What it does hope to show, however, is how much William Shakespeare was able to put a finger on human nature, and how he was seemingly able to immortalise it in a narrative that has its unconscious echoes throughout time, to be rediscovered in the most unlikely of places. The real history and folklore that inspired Shakespeare to write Macbeth were not invented by him, but he found a way to use it to shine a light on the folly of humankind, and the corruption underneath polite society.
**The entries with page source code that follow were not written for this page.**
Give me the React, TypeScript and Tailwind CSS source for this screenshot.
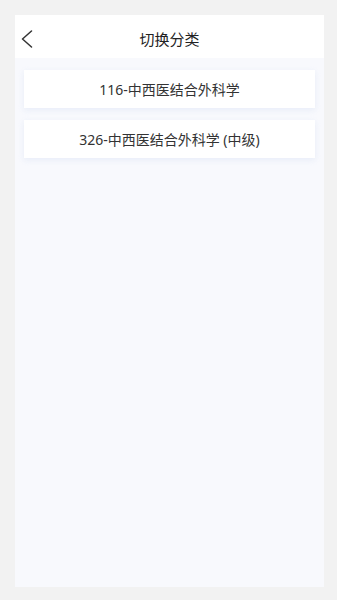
const items = ["116-中西医结合外科学", "326-中西医结合外科学 (中级)"];

export default function App() {
  return (
    <div
      className="min-h-[600px] w-full bg-[#f2f2f2] pl-[15px] pr-[13px] pt-[15px] pb-[13px]"
      style={{ fontFamily: '"Noto Sans", "Noto Sans CJK SC", sans-serif' }}
    >
      <div className="flex h-[572px] flex-col bg-[#f8f9fd]">
        <div className="relative flex h-[43px] items-center justify-center bg-white pt-[5px]">
          <svg
            className="absolute left-[6px] top-[15px]"
            width="12"
            height="18"
            viewBox="0 0 12 18"
            fill="none"
            stroke="#333"
            strokeWidth="1.5"
            strokeLinecap="round"
            strokeLinejoin="round"
          >
            <polyline points="10.5,1 1.5,9 10.5,17" />
          </svg>
          <span className="text-[15px] text-[#222]">切换分类</span>
        </div>
        <div className="flex flex-col gap-[12px] px-[9px] pt-[12px]">
          {items.map((t) => (
            <div
              key={t}
              className="flex h-[38px] items-center justify-center bg-white text-[14px] text-[#333] shadow-[0_2px_6px_rgba(220,228,245,0.6)]"
            >
              {t}
            </div>
          ))}
        </div>
      </div>
    </div>
  );
}
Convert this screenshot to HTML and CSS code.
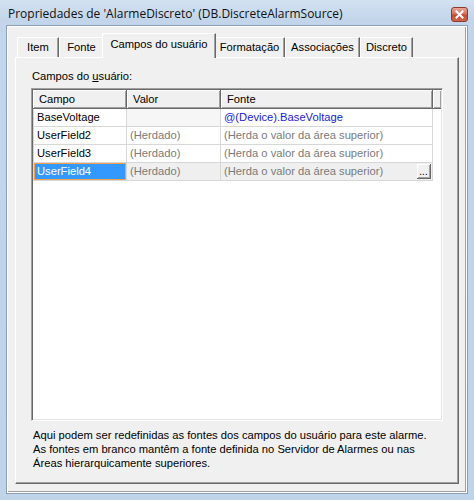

That these narrative ideas find their way across the centuries, across the waters, to Scorsese’s film (which did have script changes in development, showing that differing perspectives and angles even to real events are possible), proves if nothing else that cinema as a medium has harsh truths inside its beams of light. That these stories are still relevant, redigested, disguised, and re-presented, is both a damning proof of humanity’s inability to learn from its past, and a testament to storytelling’s continued effort to plead with us to listen.